Dziś kolejne próby tworzenia z koralików. Najpierw powstały kolczyki niebieskie ze szklanych pereł, niebieskich Toho oraz błękitnych Fire Polish. Zawieszone na biglach otwartych, posrebrzanych.
Zaraz po nich zrobiłem podobne w kolorze beżowym. Zmieniłem tylko sposób zawieszenia - pętelkę zastąpiłem większym koralikiem z zaczepionym ogniwkiem. Lepiej to wygląda, ponieważ na tym łuku jest o koralik mniej i niestety widać trochę żyłki, gdy koraliki są tej samej wielkości. Tym razem użyłem posrebrzanych sztyftów w kształcie kropelek.
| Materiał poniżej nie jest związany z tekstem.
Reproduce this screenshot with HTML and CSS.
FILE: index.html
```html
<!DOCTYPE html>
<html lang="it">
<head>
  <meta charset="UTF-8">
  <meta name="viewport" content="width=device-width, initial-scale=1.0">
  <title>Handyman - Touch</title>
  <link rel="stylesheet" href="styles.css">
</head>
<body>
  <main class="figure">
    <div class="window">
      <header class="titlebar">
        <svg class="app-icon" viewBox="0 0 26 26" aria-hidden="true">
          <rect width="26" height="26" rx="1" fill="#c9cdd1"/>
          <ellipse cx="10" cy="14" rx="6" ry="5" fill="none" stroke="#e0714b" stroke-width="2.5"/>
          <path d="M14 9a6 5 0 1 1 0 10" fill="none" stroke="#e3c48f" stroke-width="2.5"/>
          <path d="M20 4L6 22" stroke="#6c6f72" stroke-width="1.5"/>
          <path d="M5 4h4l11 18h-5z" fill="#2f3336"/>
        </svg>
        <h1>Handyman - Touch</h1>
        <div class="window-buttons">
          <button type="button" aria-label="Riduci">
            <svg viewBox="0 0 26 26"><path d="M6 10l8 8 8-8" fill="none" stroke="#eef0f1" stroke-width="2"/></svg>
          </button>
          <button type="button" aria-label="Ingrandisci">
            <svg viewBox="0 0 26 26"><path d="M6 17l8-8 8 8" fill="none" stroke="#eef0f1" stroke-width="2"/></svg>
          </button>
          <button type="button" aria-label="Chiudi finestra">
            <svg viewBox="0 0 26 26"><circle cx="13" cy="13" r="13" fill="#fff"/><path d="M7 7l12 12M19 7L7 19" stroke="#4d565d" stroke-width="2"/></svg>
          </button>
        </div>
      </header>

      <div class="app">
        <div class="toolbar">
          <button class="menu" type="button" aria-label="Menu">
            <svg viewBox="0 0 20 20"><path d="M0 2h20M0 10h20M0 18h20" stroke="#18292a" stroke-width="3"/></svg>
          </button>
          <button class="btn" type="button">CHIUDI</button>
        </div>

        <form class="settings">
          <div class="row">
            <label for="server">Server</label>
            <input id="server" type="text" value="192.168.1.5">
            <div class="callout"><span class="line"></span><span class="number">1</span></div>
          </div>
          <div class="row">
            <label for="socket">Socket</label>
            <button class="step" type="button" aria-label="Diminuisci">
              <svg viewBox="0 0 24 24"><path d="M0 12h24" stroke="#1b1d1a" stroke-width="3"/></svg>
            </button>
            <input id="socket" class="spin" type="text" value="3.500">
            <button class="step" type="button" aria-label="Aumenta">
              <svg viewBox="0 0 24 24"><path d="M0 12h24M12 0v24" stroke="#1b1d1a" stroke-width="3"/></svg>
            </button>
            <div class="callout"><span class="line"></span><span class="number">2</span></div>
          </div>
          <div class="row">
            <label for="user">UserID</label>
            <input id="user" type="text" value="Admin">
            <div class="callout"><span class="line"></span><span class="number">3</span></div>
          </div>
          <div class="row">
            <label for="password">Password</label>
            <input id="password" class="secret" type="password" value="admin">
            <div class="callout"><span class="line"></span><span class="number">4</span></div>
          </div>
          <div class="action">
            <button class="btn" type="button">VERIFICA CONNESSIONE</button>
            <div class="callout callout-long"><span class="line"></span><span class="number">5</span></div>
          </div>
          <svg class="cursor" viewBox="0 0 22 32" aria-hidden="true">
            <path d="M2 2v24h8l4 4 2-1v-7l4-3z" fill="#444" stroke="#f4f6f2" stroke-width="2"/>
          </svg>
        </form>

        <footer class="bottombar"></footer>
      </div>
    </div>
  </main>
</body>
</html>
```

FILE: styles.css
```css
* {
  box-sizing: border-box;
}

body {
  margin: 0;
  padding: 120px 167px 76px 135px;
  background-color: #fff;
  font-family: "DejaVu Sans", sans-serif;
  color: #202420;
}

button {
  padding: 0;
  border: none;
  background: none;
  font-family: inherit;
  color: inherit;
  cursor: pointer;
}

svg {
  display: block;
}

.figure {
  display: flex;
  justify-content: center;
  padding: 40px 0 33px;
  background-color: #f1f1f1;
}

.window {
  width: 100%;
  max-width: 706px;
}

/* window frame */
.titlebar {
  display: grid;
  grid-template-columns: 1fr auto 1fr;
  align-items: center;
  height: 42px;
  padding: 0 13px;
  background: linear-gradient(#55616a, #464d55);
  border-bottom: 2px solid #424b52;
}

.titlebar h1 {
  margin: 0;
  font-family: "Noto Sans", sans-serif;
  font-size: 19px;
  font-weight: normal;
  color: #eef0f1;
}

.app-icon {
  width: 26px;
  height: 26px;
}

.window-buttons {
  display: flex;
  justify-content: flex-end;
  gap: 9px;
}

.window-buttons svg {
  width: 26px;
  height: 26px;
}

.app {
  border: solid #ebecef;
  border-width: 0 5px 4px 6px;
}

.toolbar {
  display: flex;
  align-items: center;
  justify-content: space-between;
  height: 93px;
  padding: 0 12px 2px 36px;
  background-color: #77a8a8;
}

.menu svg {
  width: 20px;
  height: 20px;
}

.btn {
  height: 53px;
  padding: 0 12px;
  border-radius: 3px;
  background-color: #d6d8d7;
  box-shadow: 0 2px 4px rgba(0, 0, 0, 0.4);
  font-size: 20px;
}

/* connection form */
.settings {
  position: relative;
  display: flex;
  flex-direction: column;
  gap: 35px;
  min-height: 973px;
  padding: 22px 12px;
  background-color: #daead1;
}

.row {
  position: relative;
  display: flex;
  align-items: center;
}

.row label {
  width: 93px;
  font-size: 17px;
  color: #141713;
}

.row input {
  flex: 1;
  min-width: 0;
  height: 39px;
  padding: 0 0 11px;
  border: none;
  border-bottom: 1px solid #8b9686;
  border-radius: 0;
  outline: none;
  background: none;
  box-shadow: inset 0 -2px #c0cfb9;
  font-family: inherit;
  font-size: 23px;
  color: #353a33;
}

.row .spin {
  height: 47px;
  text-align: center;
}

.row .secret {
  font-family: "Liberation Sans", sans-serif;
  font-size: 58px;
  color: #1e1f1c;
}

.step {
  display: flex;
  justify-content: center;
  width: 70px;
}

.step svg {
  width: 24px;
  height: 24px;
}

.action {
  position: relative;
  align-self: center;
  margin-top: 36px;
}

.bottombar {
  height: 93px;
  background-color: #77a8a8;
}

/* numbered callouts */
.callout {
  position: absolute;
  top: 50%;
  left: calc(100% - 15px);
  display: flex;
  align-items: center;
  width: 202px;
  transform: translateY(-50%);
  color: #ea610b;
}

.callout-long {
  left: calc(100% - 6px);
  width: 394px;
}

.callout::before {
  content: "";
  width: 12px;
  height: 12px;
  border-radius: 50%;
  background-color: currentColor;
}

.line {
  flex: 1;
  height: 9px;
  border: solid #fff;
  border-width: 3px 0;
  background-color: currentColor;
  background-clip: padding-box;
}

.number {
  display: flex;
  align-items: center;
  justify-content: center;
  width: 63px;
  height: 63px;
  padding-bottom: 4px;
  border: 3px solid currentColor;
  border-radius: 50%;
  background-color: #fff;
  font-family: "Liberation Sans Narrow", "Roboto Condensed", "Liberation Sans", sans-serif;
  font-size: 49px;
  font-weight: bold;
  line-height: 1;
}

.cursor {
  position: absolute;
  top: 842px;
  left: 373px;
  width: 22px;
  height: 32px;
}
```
Po tym miały powstać kolczyki z cytrynu. Wzór znaleziony na rosyjskich stronach. Po zrobieniu okazało się, że cytryn obraca się wokół głównej żyłki, a boki z koralików wówczas nędznie zwisają. Postanowiłem obszyć kamień (taaaaa, wygląda to tylko prosto, ale jak się zaczęło). Stwierdziłem na koniec, że źle nie jest, ale na kolczyki to trochę za toporne. Przerobię to na zawieszkę do jakiegoś sznura koralikowego.
Na koniec zrobiłem znowu bransoletkę techniką "flat spiral". Tym razem użyłem turkusów i zrobiło się bardzo niebiesko.